Fire is fairly abstract with most units having a single shot and successful shots inflicting a morale hit with a chance of inflicting an additional hit. Each unit type takes a certain number of morale hits before it is destroyed, with morale hits effecting how well the unit fires and how likely it is to activate. The player may also spend one or more activations in a “company morale check” in an attempt to remove morale hits. So far, we’ve found this makes units pretty resilient, but does allow for a reasonably elegant mechanism for suppressive fire.

Where the game falls down is in its lack of organizational information, supporting arms or subordinate command & control. In their defense, the authors stress that the rules are intended for use with historical scenarios, but they fail to provide any in either the rulebook or on line. This means that most players will use the points system and very loose force selection rules, which moves the game away from history and towards tank monster mash. I think this, coupled with the lack of a ground scale, moves the rules to a “3” on the realism scale.

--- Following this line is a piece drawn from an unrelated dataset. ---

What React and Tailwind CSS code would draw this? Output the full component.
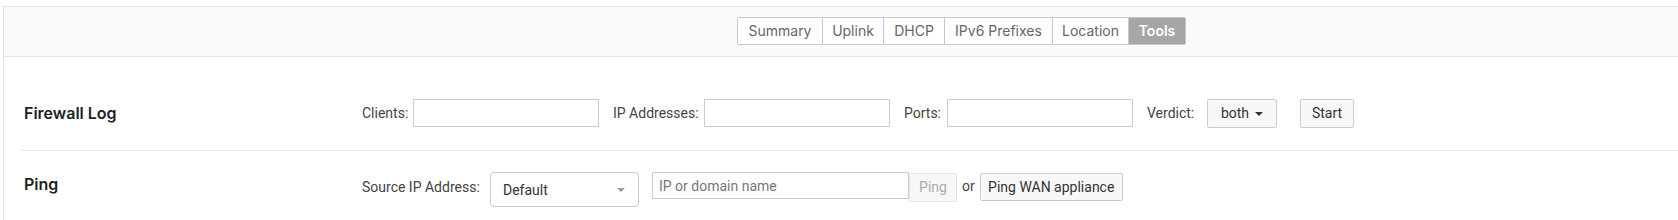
import { useState } from 'react';

const tabs = [
  { name: 'Summary', w: 'w-[84px]' },
  { name: 'Uplink', w: 'w-[61px]' },
  { name: 'DHCP', w: 'w-[61px]' },
  { name: 'IPv6 Prefixes', w: 'w-[108px]' },
  { name: 'Location', w: 'w-[76px]' },
  { name: 'Tools', w: 'w-[57px]' },
];

function Caret({ className = '' }) {
  return (
    <svg width="8" height="4" viewBox="0 0 8 4" className={className}>
      <path d="M0 0h8L4 4z" fill="currentColor" />
    </svg>
  );
}

export default function App() {
  const [active, setActive] = useState('Tools');

  return (
    <div className="w-[1678px] h-[220px] bg-white pt-[6px] pl-[3px] font-['Roboto',sans-serif] text-[#333] overflow-hidden">
      <div className="h-full border-l border-t border-[#e3e3e3]">
        {/* tab bar */}
        <div className="h-[50px] bg-[#fafafa] border-b border-[#e3e3e3] pt-[10px] pl-[733px]">
          <div className="flex h-[28px] border border-[#c8c8c8] rounded-[2px] w-fit font-['Inter',sans-serif] text-[14px]">
            {tabs.map((tab, i) => (
              <button
                key={tab.name}
                onClick={() => setActive(tab.name)}
                className={
                  tab.w + ' h-full leading-[26px] text-center ' +
                  (i > 0 ? 'border-l border-[#c8c8c8] ' : '') +
                  (active === tab.name ? 'bg-[#a6a6a6] text-white font-semibold' : 'bg-white text-[#666]')
                }
              >
                {tab.name}
              </button>
            ))}
          </div>
        </div>

        <div className="pl-[17px]">
          {/* firewall log */}
          <div className="flex items-center h-[94px] border-b border-[#e3e3e3] pt-[19px] text-[14px]">
            <h3 className="w-[341px] pl-[3px] font-['Inter',sans-serif] font-semibold text-[16px] text-[#222]">Firewall Log</h3>
            <label className="w-[51px] text-[#444]">Clients:</label>
            <input className="w-[186px] h-[28px] border border-[#cccccc] outline-none" />
            <label className="ml-[14px] w-[91px] text-[#444]">IP Addresses:</label>
            <input className="w-[186px] h-[28px] border border-[#cccccc] outline-none" />
            <label className="ml-[14px] w-[43px] text-[#444]">Ports:</label>
            <input className="w-[186px] h-[28px] border border-[#cccccc] outline-none" />
            <label className="ml-[14px] w-[60px] text-[#444]">Verdict:</label>
            <button className="w-[70px] h-[29px] flex items-center justify-center gap-[6px] bg-[#f8f8f8] border border-[#cccccc] rounded-[2px] text-[#333]">
              both <Caret className="text-[#333] mt-[1px]" />
            </button>
            <button className="ml-[23px] w-[54px] h-[29px] bg-[#f8f8f8] border border-[#cccccc] rounded-[2px] text-[#333]">
              Start
            </button>
          </div>

          {/* ping */}
          <div className="flex items-start pt-[21px] text-[14px]">
            <h3 className="w-[341px] pl-[3px] leading-[24px] font-['Inter',sans-serif] font-semibold text-[16px] text-[#222]">Ping</h3>
            <label className="w-[128px] mt-[5px] leading-[20px] text-[#444]">Source IP Address:</label>
            <div className="w-[149px] h-[35px] flex items-center justify-between pl-[12px] pr-[13px] border border-[#cccccc] rounded-[4px] text-[#333]">
              <span className="mt-[2px]">Default</span>
              <Caret className="text-[#999]" />
            </div>
            <input
              placeholder="IP or domain name"
              className="ml-[13px] w-[257px] h-[27px] px-[6px] border border-[#cccccc] outline-none placeholder:text-[#777]"
            />
            <button disabled className="mt-[1px] w-[48px] h-[29px] bg-[#f8f8f8] border border-[#e3e3e3] rounded-[2px] text-[#aaa]">
              Ping
            </button>
            <span className="ml-[5px] mt-[4px] leading-[20px] text-[#444]">or</span>
            <button className="ml-[5px] mt-[1px] w-[143px] h-[28px] bg-[#f8f8f8] border border-[#cccccc] rounded-[2px] text-[#333]">
              Ping WAN appliance
            </button>
          </div>
        </div>
      </div>
    </div>
  );
}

On the other hand, the game scores a solid “5” on Playability as long as the scenario doesn’t push the span of command too large. Joe Moore and I played a game with 21 and 24 teams on each side, respectively, and we both thought that was pushing the command system just a bit too far.

Thirdly, the game has a reasonably low bar to entry, with the rules costing 12 GBP ($20) and bringing able to existing 15mm or 28mm WW2 figures. The cost is low enough that it really does make sense to give these a test drive and see if they work for you. The only downside is that there is no PDF option, which brings down the Ease of Entry rating to a “4”.

One of the rules weaknesses is in its clarity and completeness. The rules are concise, which helps keep down the size and cost of the rules, but are written in a loose, conversational manner. For example, there are no line of sight rules whatsoever, not even a statement that you need to figure it out for yourselves. In some ways the rules seem like a toolkit with some interesting parts rather than a complete set of rules. So the rules earn a “2” for clarity and completeness.

Where does this leave my overall opinion of the rules? We’ve played several times and will play more in the near future. Smaller ASL scenarios seem like a good fit for canned historical scenarios for this rules set. They are fun, lightweight and give a reasonable result as long as you don’t ask too much of them. Plus we have a LOT of 15mm WW2 figures that have been gathering dust around here since Flames of War fell out of fashion that might actually see the light of day again soon! That’s enough to earn a “4” overall, despite the German iconography.

Rat 6, Out!


  1. Fair review. Very much agree with the comment that it’s a toolkit, not a complete rule set.

    I love the combined command/suppression/morale mechanic but a lot of the rest (particularly the firing mechanic) is a frustrating mess. We’ve had to chuck half the book out and house rule it.

    There’s the potential for a good game in there, but the book as written has a lot of rough edges to knock off.

    • Andy,

      I agree with your assessment. The local group has so much sunk into 15mm WW2 that since the the Flames of War bug died out they’ve been looking for something fun and easy to make them get the figures back out. There was some hope this might be it, but I’m not sure its doing to hope up to repeated playing. I have hopes for IABSM but I fear its going to be too deliberate for some of the local crew!


  2. A good and fair review. We’ve played the rules a couple of times and the lack of clarity did cause us the most problems, particularly the reaction rules and a view visits to the forum finally resolved theses issues. That said they are enjoyable and flow very well and are my go to ruleset. I look forward to their Desert set that is promised.